Exercise goal =
Print the listing as it stands, omitting all images.

-------- Dataset section --------

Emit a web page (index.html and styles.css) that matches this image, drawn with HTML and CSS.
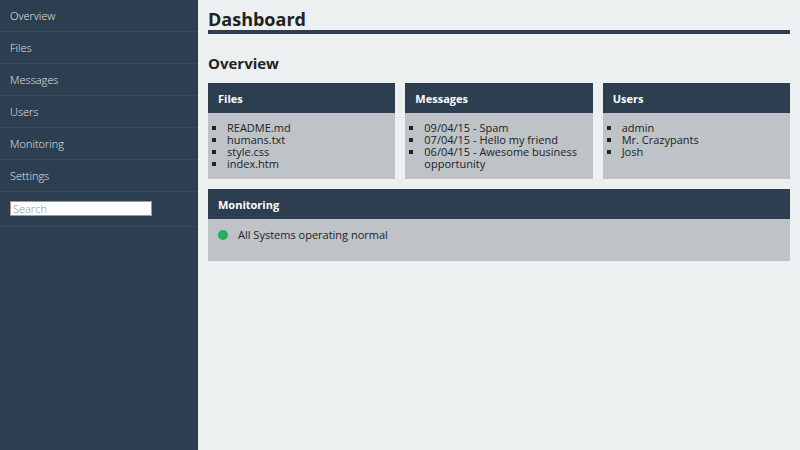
FILE: index.html
```html
<!DOCTYPE html>
<html>
<head>
<meta charset="utf-8">
<link rel="stylesheet" href="styles.css">
</head>
<body>
<nav class="sidebar">
  <a class="nav-item">Overview</a>
  <a class="nav-item">Files</a>
  <a class="nav-item">Messages</a>
  <a class="nav-item">Users</a>
  <a class="nav-item">Monitoring</a>
  <a class="nav-item">Settings</a>
  <div class="nav-search"><input type="text" placeholder="Search"></div>
</nav>
<main class="main">
  <h1 class="title">Dashboard</h1>
  <h2 class="subtitle">Overview</h2>
  <div class="row">
    <section class="card">
      <div class="card-head">Files</div>
      <div class="card-body">
        <ul>
          <li>README.md</li>
          <li>humans.txt</li>
          <li>style.css</li>
          <li>index.htm</li>
        </ul>
      </div>
    </section>
    <section class="card">
      <div class="card-head">Messages</div>
      <div class="card-body">
        <ul>
          <li>09/04/15 - Spam</li>
          <li>07/04/15 - Hello my friend</li>
          <li>06/04/15 - Awesome business opportunity</li>
        </ul>
      </div>
    </section>
    <section class="card">
      <div class="card-head">Users</div>
      <div class="card-body">
        <ul>
          <li>admin</li>
          <li>Mr. Crazypants</li>
          <li>Josh</li>
        </ul>
      </div>
    </section>
  </div>
  <section class="card wide">
    <div class="card-head">Monitoring</div>
    <div class="card-body status">
      <span class="dot"></span>
      <span>All Systems operating normal</span>
    </div>
  </section>
</main>
</body>
</html>
```
FILE: styles.css
```css
html, body {
  margin: 0;
  padding: 0;
  height: 100%;
}
body {
  display: flex;
  background: #ecf0f1;
  font-family: "Open Sans", "Noto Sans", sans-serif;
  color: #222;
}
.sidebar {
  width: 198px;
  flex: none;
  background: #2c3e50;
  display: flex;
  flex-direction: column;
}
.nav-item {
  display: block;
  height: 31px;
  line-height: 31px;
  padding-left: 10px;
  border-bottom: 1px solid #34495e;
  color: #e4e9ec;
  font-size: 11px;
  font-weight: 300;
}
.nav-search {
  padding: 9px 10px 10px;
  border-bottom: 1px solid #34495e;
}
.nav-search input {
  display: block;
  box-sizing: border-box;
  width: 142px;
  height: 15px;
  margin: 0;
  padding: 0 2px;
  border: 1px solid #999;
  background: #fff;
  font-family: inherit;
  font-size: 11px;
  font-weight: 300;
  line-height: 13px;
}
.nav-search input::placeholder {
  color: #8a8a8a;
}
.main {
  flex: 1;
  padding: 0 10px;
  min-width: 0;
}
.title {
  margin: 0;
  padding-top: 8px;
  font-size: 18px;
  line-height: 22px;
  font-weight: 700;
  color: #222;
  border-bottom: 4px solid #2c3e50;
}
.subtitle {
  margin: 0;
  padding-top: 19px;
  font-size: 15px;
  line-height: 20px;
  font-weight: 700;
  color: #222;
  height: 30px;
}
.row {
  display: flex;
  gap: 10px;
  margin-bottom: 10px;
}
.card {
  flex: 1;
  display: flex;
  flex-direction: column;
}
.card-head {
  background: #2c3e50;
  color: #fff;
  font-size: 11px;
  font-weight: 700;
  height: 30px;
  line-height: 31px;
  padding-left: 10px;
}
.card-body {
  flex: 1;
  background: #bdc3c7;
  padding: 9px 10px;
  font-size: 11px;
  line-height: 12px;
  color: #222;
}
.card-body ul {
  margin: 0;
  padding-left: 9px;
  list-style: square;
}
.status {
  display: flex;
  align-items: center;
  height: 22px;
  padding: 10px 10px 20px 10px;
}
.dot {
  width: 10px;
  height: 10px;
  border-radius: 50%;
  background: #27ae60;
  margin-right: 10px;
  flex: none;
}
```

--------

Solution =
Emit a web page (index.html and styles.css) that matches this image, drawn with HTML and CSS.
FILE: index.html
```html
<!DOCTYPE html>
<html>
<head>
<meta charset="utf-8">
<link rel="stylesheet" href="styles.css">
</head>
<body>
<nav class="sidebar">
  <a class="nav-item">Overview</a>
  <a class="nav-item">Files</a>
  <a class="nav-item">Messages</a>
  <a class="nav-item">Users</a>
  <a class="nav-item">Monitoring</a>
  <a class="nav-item">Settings</a>
  <div class="nav-search"><input type="text" placeholder="Search"></div>
</nav>
<main class="main">
  <h1 class="title">Dashboard</h1>
  <h2 class="subtitle">Overview</h2>
  <div class="row">
    <section class="card">
      <div class="card-head">Files</div>
      <div class="card-body">
        <ul>
          <li>README.md</li>
          <li>humans.txt</li>
          <li>style.css</li>
          <li>index.htm</li>
        </ul>
      </div>
    </section>
    <section class="card">
      <div class="card-head">Messages</div>
      <div class="card-body">
        <ul>
          <li>09/04/15 - Spam</li>
          <li>07/04/15 - Hello my friend</li>
          <li>06/04/15 - Awesome business opportunity</li>
        </ul>
      </div>
    </section>
    <section class="card">
      <div class="card-head">Users</div>
      <div class="card-body">
        <ul>
          <li>admin</li>
          <li>Mr. Crazypants</li>
          <li>Josh</li>
        </ul>
      </div>
    </section>
  </div>
  <section class="card wide">
    <div class="card-head">Monitoring</div>
    <div class="card-body status">
      <span class="dot"></span>
      <span>All Systems operating normal</span>
    </div>
  </section>
</main>
</body>
</html>
```
FILE: styles.css
```css
html, body {
  margin: 0;
  padding: 0;
  height: 100%;
}
body {
  display: flex;
  background: #ecf0f1;
  font-family: "Open Sans", "Noto Sans", sans-serif;
  color: #222;
}
.sidebar {
  width: 198px;
  flex: none;
  background: #2c3e50;
  display: flex;
  flex-direction: column;
}
.nav-item {
  display: block;
  height: 31px;
  line-height: 31px;
  padding-left: 10px;
  border-bottom: 1px solid #34495e;
  color: #e4e9ec;
  font-size: 11px;
  font-weight: 300;
}
.nav-search {
  padding: 9px 10px 10px;
  border-bottom: 1px solid #34495e;
}
.nav-search input {
  display: block;
  box-sizing: border-box;
  width: 142px;
  height: 15px;
  margin: 0;
  padding: 0 2px;
  border: 1px solid #999;
  background: #fff;
  font-family: inherit;
  font-size: 11px;
  font-weight: 300;
  line-height: 13px;
}
.nav-search input::placeholder {
  color: #8a8a8a;
}
.main {
  flex: 1;
  padding: 0 10px;
  min-width: 0;
}
.title {
  margin: 0;
  padding-top: 8px;
  font-size: 18px;
  line-height: 22px;
  font-weight: 700;
  color: #222;
  border-bottom: 4px solid #2c3e50;
}
.subtitle {
  margin: 0;
  padding-top: 19px;
  font-size: 15px;
  line-height: 20px;
  font-weight: 700;
  color: #222;
  height: 30px;
}
.row {
  display: flex;
  gap: 10px;
  margin-bottom: 10px;
}
.card {
  flex: 1;
  display: flex;
  flex-direction: column;
}
.card-head {
  background: #2c3e50;
  color: #fff;
  font-size: 11px;
  font-weight: 700;
  height: 30px;
  line-height: 31px;
  padding-left: 10px;
}
.card-body {
  flex: 1;
  background: #bdc3c7;
  padding: 9px 10px;
  font-size: 11px;
  line-height: 12px;
  color: #222;
}
.card-body ul {
  margin: 0;
  padding-left: 9px;
  list-style: square;
}
.status {
  display: flex;
  align-items: center;
  height: 22px;
  padding: 10px 10px 20px 10px;
}
.dot {
  width: 10px;
  height: 10px;
  border-radius: 50%;
  background: #27ae60;
  margin-right: 10px;
  flex: none;
}
```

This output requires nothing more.